Intervention de Philippe Duneton

Mission commune d'information sur le Mediator — Réunion du 5 avril 2011 : 1ère réunion
Audition de M. Philippe duNeton ancien directeur général de l'agence française de sécurité sanitaire des produits de santé afssaps 1999-2004

Philippe Duneton :

Je n'ai pas fait la bibliographie de l'utilisation du terme d'adjuvant. Je dis qu'il s'entend comme complémentaire à des actions diététiques qui ne semblent pas anormales dans le cadre du diabète. Dans les diabètes gras, un régime nutritionnel est largement conseillé. J'entends vos propos. A la lecture du rapport de l'Igas, il apparaît un certain nombre d'étapes et d'évènements sur ce produit. De manière objective, des travaux ont été effectués sur le plan de l'efficacité. Il existe un retard évident dans la mise en place d'études demandées au laboratoire par l'Europe et par l'agence française sur la mesure de la tolérance et des risques du médicament. Ces études ont été réalisées très tardivement. Une évolution de la réglementation européenne va dans ce sens, mais elle n'est peut-être pas suffisante. Des plans de gestion du risque sont dorénavant compris dans l'évaluation du médicament. Toute demande en matière de sécurité d'un médicament devrait systématiquement être validée, dans le cas national, par la commission de pharmacovigilance et par le directeur général, et dans le cas européen, par le Committee for médicinal products for human use (CHMP) avec des délais conduisant à une décision automatique de suspension en cas de dépassement des délais d'une étude de tolérance. Des pénalités sont prévues si le laboratoire ne fournit pas ses preuves. Il faut aller plus loin. Le rapport de l'Igas montre qu'il y a eu des retards, à l'évidence pas explicables, à des études qui auraient permis de mettre en évidence ce risque de manière plus précoce.

La pharmacovigilance a un problème évident de sous-déclaration. Des efforts doivent être faits. La notification spontanée doit être complétée par des études. Cela pose la question de la responsabilité des laboratoires dans la réalisation des études. Les pouvoirs publics doivent avoir davantage de moyens pour mener des études de sécurité. Aucun laboratoire ne réalisera des études transversales. A la rigueur, un laboratoire pourra y être contraint pour un produit particulier. Lorsque les risques concernent plusieurs classes de médicaments ou, encore pire, plusieurs classes de produits, aucun laboratoire n'est capable de développer ce type d'étude.

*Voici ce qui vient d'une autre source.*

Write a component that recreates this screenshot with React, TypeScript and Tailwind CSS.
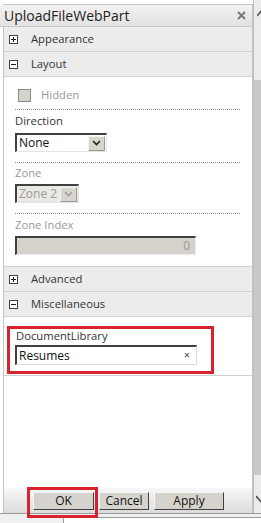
import React from 'react';

const Dotted = () => (
  <div className="ml-[11px] mr-[12px] border-t border-dotted border-[#7d8fb5]" />
);

const ToggleBox = ({ open }: { open: boolean }) => (
  <div className="w-[9px] h-[9px] border border-[#444] bg-white flex items-center justify-center">
    <svg width="7" height="7" viewBox="0 0 7 7">
      <line x1="1" y1="3.5" x2="6" y2="3.5" stroke="#222" strokeWidth="1" />
      {!open && <line x1="3.5" y1="1" x2="3.5" y2="6" stroke="#222" strokeWidth="1" />}
    </svg>
  </div>
);

const SectionRow = ({ label, open }: { label: string; open: boolean }) => (
  <div className="h-[25px] flex items-center pl-[5px] gap-[13px] bg-[#ececec] border-b border-[#d2d2d2] text-[11.25px] text-[#333]">
    <ToggleBox open={open} />
    <span>{label}</span>
  </div>
);

const Chevron = ({ color }: { color: string }) => (
  <svg width="9" height="6" viewBox="0 0 9 6">
    <path d="M1 1 L4.5 4.5 L8 1" fill="none" stroke={color} strokeWidth="1.6" />
  </svg>
);

const SelectBox = ({ value, width, disabled }: { value: string; width: string; disabled?: boolean }) => (
  <div
    className={`${width} h-[19px] flex items-center border-t-2 border-l-2 border-b border-r border-t-[#404040] border-l-[#404040] border-b-[#e4e4e4] border-r-[#e4e4e4] ${
      disabled ? 'bg-[#ebe9e4] text-[#9a9a9a]' : 'bg-white text-[#111]'
    }`}
  >
    <span className="flex-1 pl-[2px] text-[12px] leading-none">{value}</span>
    <div className="w-[17px] h-[15px] mr-[1px] bg-[#d8d5cf] border border-[#f4f4f4] border-b-[#9a9a9a] border-r-[#9a9a9a] flex items-center justify-center">
      <Chevron color={disabled ? '#a0a0a0' : '#222'} />
    </div>
  </div>
);

const Btn = ({ label, width }: { label: string; width: string }) => (
  <div className={`${width} h-[18px] flex items-center justify-center bg-[#d6d3ce] border border-t-[#f6f6f6] border-l-[#f6f6f6] border-b-[#404040] border-r-[#404040] text-[12px] text-[#111]`}>
    {label}
  </div>
);

export default function App() {
  return (
    <div className="w-[261px] h-[523px] bg-[#f4f4f4] flex flex-col overflow-hidden font-['Open_Sans',sans-serif]">
      <div className="flex h-[513px]">
        {/* tool pane */}
        <div className="w-[253px] flex flex-col pt-[4px] bg-white">
          <div className="flex-1 flex flex-col border-t border-r border-[#c4c4c4] ml-[3px] border-l relative">
            <div className="-ml-[4px] h-[22px] flex items-center justify-between pl-[4px] pr-[6px] bg-gradient-to-b from-[#f2f2f2] to-[#e2e2e2] border-b border-[#c8c8c8]">
              <span className="text-[14px] text-[#222]">UploadFileWebPart</span>
              <svg width="9" height="9" viewBox="0 0 9 9">
                <path d="M1 1 L8 8 M8 1 L1 8" stroke="#7a7a7a" strokeWidth="2" />
              </svg>
            </div>
            <SectionRow label="Appearance" open={false} />
            <SectionRow label="Layout" open />

            <div className="flex flex-col pb-[11px] text-[11.25px]">
              <div className="h-[32px] flex items-center pl-[14px] gap-[10px] text-[#999] pt-[4px]">
                <div className="w-[13px] h-[13px] bg-[#d5d2cb] border border-[#8a8a8a]" />
                <span>Hidden</span>
              </div>
              <Dotted />
              <div className="pl-[11px] h-[23px] flex items-center text-[#333]">Direction</div>
              <div className="pl-[11px]">
                <SelectBox value="None" width="w-[92px]" />
              </div>
              <div className="h-[10px]" />
              <Dotted />
              <div className="pl-[11px] h-[21px] flex items-center text-[#999]">Zone</div>
              <div className="pl-[11px]">
                <SelectBox value="Zone 2" width="w-[64px]" disabled />
              </div>
              <div className="h-[10px]" />
              <Dotted />
              <div className="pl-[11px] h-[22px] flex items-center text-[#999]">Zone Index</div>
              <div className="pl-[11px]">
                <div className="w-[181px] h-[19px] flex items-center justify-end pr-[5px] bg-[#d5d2cb] border-t-2 border-l-2 border-b border-r border-t-[#404040] border-l-[#404040] border-b-[#ececec] border-r-[#ececec] text-[12px] text-[#999]">
                  0
                </div>
              </div>
            </div>
            <div className="border-t border-[#d2d2d2]" />
            <SectionRow label="Advanced" open={false} />
            <SectionRow label="Miscellaneous" open />

            <div className="pt-[9px] pl-[3px] pb-[1px]">
              <div className="w-[207px] h-[48px] border-[3px] border-[#d8232f] pl-[5px] flex flex-col">
                <div className="h-[16px] flex items-start text-[11.25px] text-[#333] leading-[14px] pl-[1px]">DocumentLibrary</div>
                <div className="w-[182px] h-[20px] flex items-center justify-between pl-[2px] pr-[6px] bg-white border-t-2 border-l-2 border-b border-r border-t-[#404040] border-l-[#404040] border-b-[#dcdcdc] border-r-[#dcdcdc] text-[12px] text-[#111]">
                  <span>Resumes</span>
                  <span className="text-[11px] text-[#444]">×</span>
                </div>
              </div>
            </div>
            <div className="border-t border-[#cfcfcf]" />
            <div className="flex-1" />

            <div className="h-[25px] bg-gradient-to-b from-[#f8f8f8] to-[#dcdcdc] flex items-center pl-[29px] gap-[5px]">
              <Btn label="OK" width="w-[61px]" />
              <Btn label="Cancel" width="w-[50px]" />
              <Btn label="Apply" width="w-[70px]" />
            </div>
            {/* highlight around OK */}
            <div className="absolute left-[23px] bottom-[-5px] w-[71px] h-[31px] border-[3px] border-[#d8232f]" />
          </div>
        </div>

        {/* scrollbar */}
        <div className="w-[8px] flex flex-col bg-[#ececec] border-l border-[#bdbdbd]">
          <div className="h-[80px] relative">
            <svg className="absolute left-[3px] top-[9px]" width="8" height="8" viewBox="0 0 8 8">
              <path d="M0 7 L5 1" stroke="#555" strokeWidth="1.6" fill="none" />
            </svg>
          </div>
          <div className="flex-1 bg-[#c9c9c9]" />
          <div className="h-[38px] relative">
            <svg className="absolute left-[2px] top-[20px]" width="8" height="10" viewBox="0 0 8 10">
              <path d="M0 1 L6 8" stroke="#555" strokeWidth="1.6" fill="none" />
            </svg>
          </div>
        </div>
      </div>

      {/* status strip below */}
      <div className="h-[10px] border-t border-[#9a9a9a] bg-[#f0f0f0] flex pt-[3px]">
        <div className="w-[63px]" />
        <div className="flex-1 border-t border-l border-[#9a9a9a] bg-white" />
      </div>
    </div>
  );
}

Cette évidence n'est pas forcément connue. Il existe un problème de financement pour créer un cercle vertueux de l'expertise. Ce problème a plusieurs fois été souligné. Les experts sont financés par l'industrie. Il apparaît tout à fait légitime que les pouvoirs publics se dotent des moyens pour conduire des investigations. La toxicologie est une profession sinistrée. Il y a très peu de toxicologues aujourd'hui. Dans le domaine public, il n'y en a pratiquement plus.

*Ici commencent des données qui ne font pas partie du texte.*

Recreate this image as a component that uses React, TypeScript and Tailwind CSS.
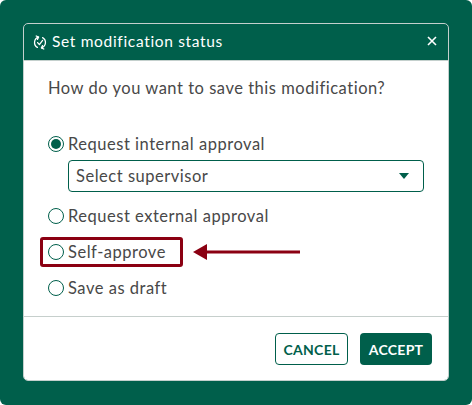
import React from 'react';

const options = ['Request external approval', 'Self-approve', 'Save as draft'];

const Radio: React.FC<{ checked?: boolean; label: string }> = ({ checked = false, label }) => (
  <label className="flex items-center h-[20px] gap-[4px]">
    <span className="w-[16px] h-[16px] rounded-full border border-[#005f4b] flex items-center justify-center shrink-0 bg-white">
      {checked && <span className="w-[10px] h-[10px] rounded-full bg-[#005f4b]"></span>}
    </span>
    <span>{label}</span>
  </label>
);

export default function App() {
  return (
    <div className="w-[472px] h-[405px] bg-[#005f4b] rounded-[6px] p-[23px] pb-[24px] font-['Lato',sans-serif]">
      <div className="relative w-[426px] h-[358px] rounded-[5px] border border-[#c4d0cd] overflow-hidden flex flex-col">
        <div className="h-[36px] shrink-0 flex items-center justify-between pl-[9px] pr-[11px] text-white text-[15.5px] tracking-[0.67px]">
          <div className="flex items-center gap-[5px]">
            <svg width="14" height="15" viewBox="0 0 14 15" fill="none" stroke="currentColor" strokeWidth="1.3" strokeLinecap="round" strokeLinejoin="round">
              <path d="M5.4 2.2A5.6 5.6 0 0 0 4.4 12.4" />
              <path d="M3.2 1 5.6 2.2 4.4 4.4" />
              <path d="M8.6 12.8A5.6 5.6 0 0 0 9.6 2.6" />
              <path d="M10.8 14 8.4 12.8 9.6 10.6" />
              <path d="M4.6 7.6 6.4 9.6 9.6 5.4" />
            </svg>
            <span>Set modification status</span>
          </div>
          <svg className="mb-[3px]" width="10" height="10" viewBox="0 0 10 10" stroke="currentColor" strokeWidth="1.6">
            <path d="M1 1 9 9M9 1 1 9" />
          </svg>
        </div>
        <div className="flex-1 bg-white border-t border-[#c4d0cd] flex flex-col text-[#484848] text-[16.5px] tracking-[0.52px]">
          <p className="mt-[16px] ml-[24px] h-[22px] leading-[22px]">How do you want to save this modification?</p>
          <div className="mt-[35px] ml-[24px] flex flex-col">
            <Radio checked label="Request internal approval" />
            <div className="mt-[6px] ml-[20px] w-[356px] h-[32px] rounded-[4px] border border-[#005f4b] flex items-center justify-between pl-[7px] pr-[14px]">
              <span>Select supervisor</span>
              <span className="w-0 h-0 border-x-[5px] border-x-transparent border-t-[6px] border-t-[#005f4b]"></span>
            </div>
            <div className="mt-[14px] flex flex-col gap-[16px]">
              {options.map((option) => (
                <Radio key={option} label={option} />
              ))}
            </div>
          </div>
          <div className="mt-[18px] h-[1px] bg-[#c6cfcc]"></div>
          <div className="flex justify-end gap-[12px] mt-[16px] pr-[16px]">
            <button className="w-[73px] h-[32px] rounded-[4px] border border-[#005f4b] bg-white text-[#005f4b] text-[14px] font-bold tracking-[0.3px]">CANCEL</button>
            <button className="w-[72px] h-[32px] rounded-[4px] bg-[#005f4b] text-white text-[14px] font-bold tracking-[0.3px]">ACCEPT</button>
          </div>
        </div>
        {/* callout over the dialog */}
        <div className="absolute left-[16px] top-[213px] w-[143px] h-[30px] rounded-[3px] border-[3px] border-[#8b0012]"></div>
        <svg className="absolute left-[169px] top-[218px]" width="108" height="20" viewBox="0 0 108 20">
          <path d="M0 10 14 2V8.6H107V11.4H14V18Z" fill="#8b0012" />
        </svg>
      </div>
    </div>
  );
}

Je comprends parfaitement l'émotion qui s'attache au Mediator. Il est possible de débattre des structures. Il faut aussi voir les fonctions. Je peux comprendre que nous ayons un débat institutionnel, mais je pense qu'il est beaucoup plus important d'avoir un débat fonctionnel. Les problèmes de notification, d'évaluation et de mise en oeuvre d'études sont essentiels. Sachons tirer un certain nombre de leçons de ce drame. Tel est l'enjeu.